TASK TO COMPLETE: Begin at the top of the records below and return each line exactly through the line with "React.ReactNode; normal: string;". Skip pictures.

[A block of data]

--- Begin ---

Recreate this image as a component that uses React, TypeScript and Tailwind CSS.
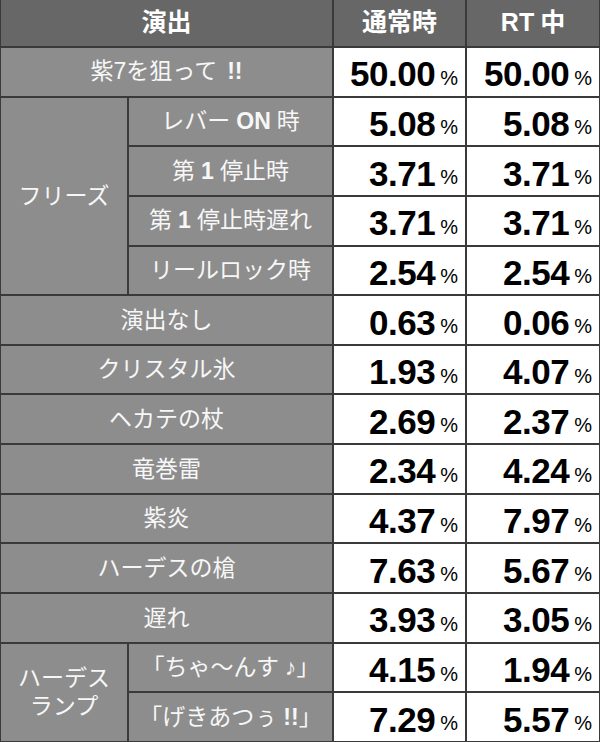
import React from 'react'

type Row = { label: React.ReactNode; normal: string; rt: string }

const freeze: Row[] = [
  { label: <>レバー<b className="font-bold mx-[6px]">ON</b>時</>, normal: '5.08', rt: '5.08' },
  { label: <>第<b className="font-bold mx-[6px]">1</b>停止時</>, normal: '3.71', rt: '3.71' },
  { label: <>第<b className="font-bold mx-[6px]">1</b>停止時遅れ</>, normal: '3.71', rt: '3.71' },
  { label: 'リールロック時', normal: '2.54', rt: '2.54' },
]

const singles: Row[] = [
  { label: '演出なし', normal: '0.63', rt: '0.06' },
  { label: 'クリスタル氷', normal: '1.93', rt: '4.07' },
  { label: 'ヘカテの杖', normal: '2.69', rt: '2.37' },
  { label: '竜巻雷', normal: '2.34', rt: '4.24' },
  { label: '紫炎', normal: '4.37', rt: '7.97' },
  { label: 'ハーデスの槍', normal: '7.63', rt: '5.67' },
  { label: '遅れ', normal: '3.93', rt: '3.05' },
]

const lamp: Row[] = [
  { label: <>「ちゃ〜んす<span className="ml-[6px]">♪</span>」</>, normal: '4.15', rt: '1.94' },
  { label: <>「げきあつぅ<b className="font-bold ml-[6px]">!!</b>」</>, normal: '7.29', rt: '5.57' },
]

const Gray: React.FC<{ className?: string; children: React.ReactNode }> = ({ className = '', children }) => (
  <div className={`bg-[#8d8d8d] text-[#f7f7f7] text-[23px] flex items-center justify-center text-center leading-[1.25] ${className}`}>
    <span>{children}</span>
  </div>
)

const Val: React.FC<{ v: string }> = ({ v }) => (
  <div className="bg-white flex items-center justify-end pr-[7px] pt-[4px] text-black">
    <span className="text-[35px] font-bold tracking-[-0.5px] leading-none">{v}</span>
    <span className="text-[20px] leading-none ml-[5px] mt-[8px]">%</span>
  </div>
)

export default function App() {
  return (
    <div
      className="w-[600px] h-[742px] grid grid-cols-[126px_203px_131px_132px] grid-rows-[46px_repeat(14,1fr)] gap-[2px] bg-[#3a3a3a] px-px pb-px"
      style={{ fontFamily: '"Liberation Sans", "Noto Sans CJK JP", sans-serif' }}
    >
      {/* Header */}
      <div className="col-span-2 bg-[#676767] text-white text-[25px] font-bold flex items-center justify-center">演出</div>
      <div className="bg-[#676767] text-white text-[25px] font-bold flex items-center justify-center">通常時</div>
      <div className="bg-[#676767] text-white text-[25px] font-bold flex items-center justify-center">
        <span>RT<span className="ml-[6px]">中</span></span>
      </div>

      <Gray className="col-span-2">
        紫7を狙って<b className="font-bold ml-[10px]">!!</b>
      </Gray>
      <Val v="50.00" />
      <Val v="50.00" />

      <Gray className="row-span-4">フリーズ</Gray>
      {freeze.map((r, i) => (
        <React.Fragment key={i}>
          <Gray>{r.label}</Gray>
          <Val v={r.normal} />
          <Val v={r.rt} />
        </React.Fragment>
      ))}

      {singles.map((r, i) => (
        <React.Fragment key={i}>
          <Gray className="col-span-2">{r.label}</Gray>
          <Val v={r.normal} />
          <Val v={r.rt} />
        </React.Fragment>
      ))}

      <Gray className="row-span-2">
        ハーデス
        <br />
        ランプ
      </Gray>
      {lamp.map((r, i) => (
        <React.Fragment key={i}>
          <Gray>{r.label}</Gray>
          <Val v={r.normal} />
          <Val v={r.rt} />
        </React.Fragment>
      ))}
    </div>
  )
}
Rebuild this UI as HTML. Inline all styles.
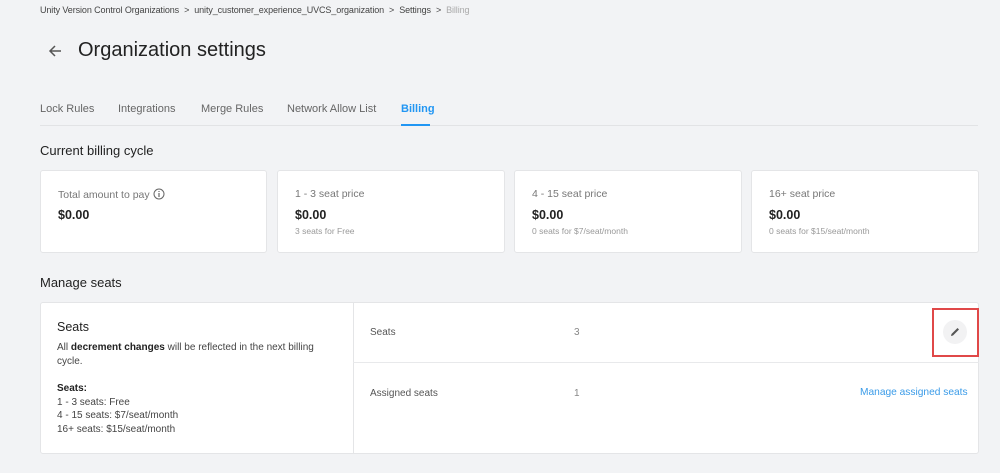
<!DOCTYPE html>
<html><head><meta charset="utf-8"><style>
*{box-sizing:border-box;margin:0;padding:0}
body{width:1000px;height:473px;overflow:hidden;background:#f2f3f5;font-family:"Liberation Sans",sans-serif;color:#222;position:relative}
.a{position:absolute;white-space:nowrap}
.bc{position:absolute;left:40px;top:5px;font-size:9px;color:#444;white-space:nowrap;letter-spacing:-0.1px}
.bc span{margin:0 5px}
.card{position:absolute;top:170px;height:83px;background:#fff;border:1px solid #e4e5e7;border-radius:3px}
.card .l{position:absolute;left:17px;top:17px;font-size:10.5px;color:#777}
.card .v{position:absolute;left:17px;top:37px;font-size:12.5px;font-weight:bold;color:#222}
.card .s{position:absolute;left:17px;top:55px;font-size:8.5px;color:#999}
.tab{top:103px;font-size:11px;color:#666}
</style></head><body>
<div class="bc">Unity Version Control Organizations<span>&gt;</span>unity_customer_experience_UVCS_organization<span>&gt;</span>Settings<span>&gt;</span><b style="font-weight:normal;color:#aaa">Billing</b></div>
<svg class="a" style="left:47px;top:43px" width="16" height="16" viewBox="0 0 16 16"><path d="M14 8H3M8 3L3 8l5 5" fill="none" stroke="#555" stroke-width="1.5"/></svg>
<div class="a" style="left:78px;top:39px;font-size:20px;color:#222">Organization settings</div>
<div class="a tab" style="left:40px;top:103px">Lock Rules</div>
<div class="a tab" style="left:118px">Integrations</div>
<div class="a tab" style="left:201px">Merge Rules</div>
<div class="a tab" style="left:287px">Network Allow List</div>
<div class="a tab" style="left:401px;color:#2196f3;font-weight:bold">Billing</div>
<div class="a" style="left:40px;top:125px;width:938px;height:1px;background:#e2e3e5"></div>
<div class="a" style="left:401px;top:124px;width:29px;height:2px;background:#2196f3"></div>
<div class="a" style="left:40px;top:143px;font-size:13px;color:#222">Current billing cycle</div>
<div class="card" style="left:40px;width:227px"><div class="l">Total amount to pay <svg style="vertical-align:-2px" width="12" height="12" viewBox="0 0 12 12"><circle cx="6" cy="6" r="5" fill="none" stroke="#666"/><path d="M6 5v4M6 3v1" stroke="#666" stroke-width="1.2"/></svg></div><div class="v">$0.00</div></div>
<div class="card" style="left:277px;width:228px"><div class="l">1 - 3 seat price</div><div class="v">$0.00</div><div class="s">3 seats for Free</div></div>
<div class="card" style="left:514px;width:228px"><div class="l">4 - 15 seat price</div><div class="v">$0.00</div><div class="s">0 seats for $7/seat/month</div></div>
<div class="card" style="left:751px;width:228px"><div class="l">16+ seat price</div><div class="v">$0.00</div><div class="s">0 seats for $15/seat/month</div></div>
<div class="a" style="left:40px;top:275px;font-size:13px;color:#222">Manage seats</div>
<div class="a" style="left:40px;top:302px;width:939px;height:152px;background:#fff;border:1px solid #e4e5e7;border-radius:3px"></div>
<div class="a" style="left:353px;top:302px;width:1px;height:152px;background:#e4e5e7"></div>
<div class="a" style="left:353px;top:362px;width:626px;height:1px;background:#e8e9eb"></div>
<div class="a" style="left:57px;top:320px;font-size:12.5px;color:#222">Seats</div>
<div class="a" style="left:57px;top:341px;font-size:10px;line-height:14px;color:#444;white-space:normal;width:280px">All <b style="color:#222">decrement changes</b> will be reflected in the next billing cycle.</div>
<div class="a" style="left:57px;top:382px;font-size:10px;line-height:13.7px;color:#444"><b style="color:#222">Seats:</b><br>1 - 3 seats: Free<br>4 - 15 seats: $7/seat/month<br>16+ seats: $15/seat/month</div>
<div class="a" style="left:370px;top:327px;font-size:10px;color:#555">Seats</div>
<div class="a" style="left:574px;top:327px;font-size:10px;color:#888">3</div>
<div class="a" style="left:370px;top:388px;font-size:10px;color:#555">Assigned seats</div>
<div class="a" style="left:574px;top:388px;font-size:10px;color:#888">1</div>
<div class="a" style="left:860px;top:387px;font-size:10.2px;color:#3a9be8">Manage assigned seats</div>
<div class="a" style="left:943px;top:320px;width:24px;height:24px;border-radius:50%;background:#f2f2f3"></div>
<svg class="a" style="left:949px;top:326px" width="12" height="12" viewBox="0 0 12 12"><path d="M2 10l0.5-2L8.5 2l1.5 1.5-6 6z" fill="#555"/></svg>
<div class="a" style="left:932px;top:308px;width:47px;height:49px;border:2px solid #e04848"></div>
</body></html>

--- End ---

RESPONSE FOR THIS EXERCISE:
Recreate this image as a component that uses React, TypeScript and Tailwind CSS.
import React from 'react'

type Row = { label: React.ReactNode; normal: string; rt: string }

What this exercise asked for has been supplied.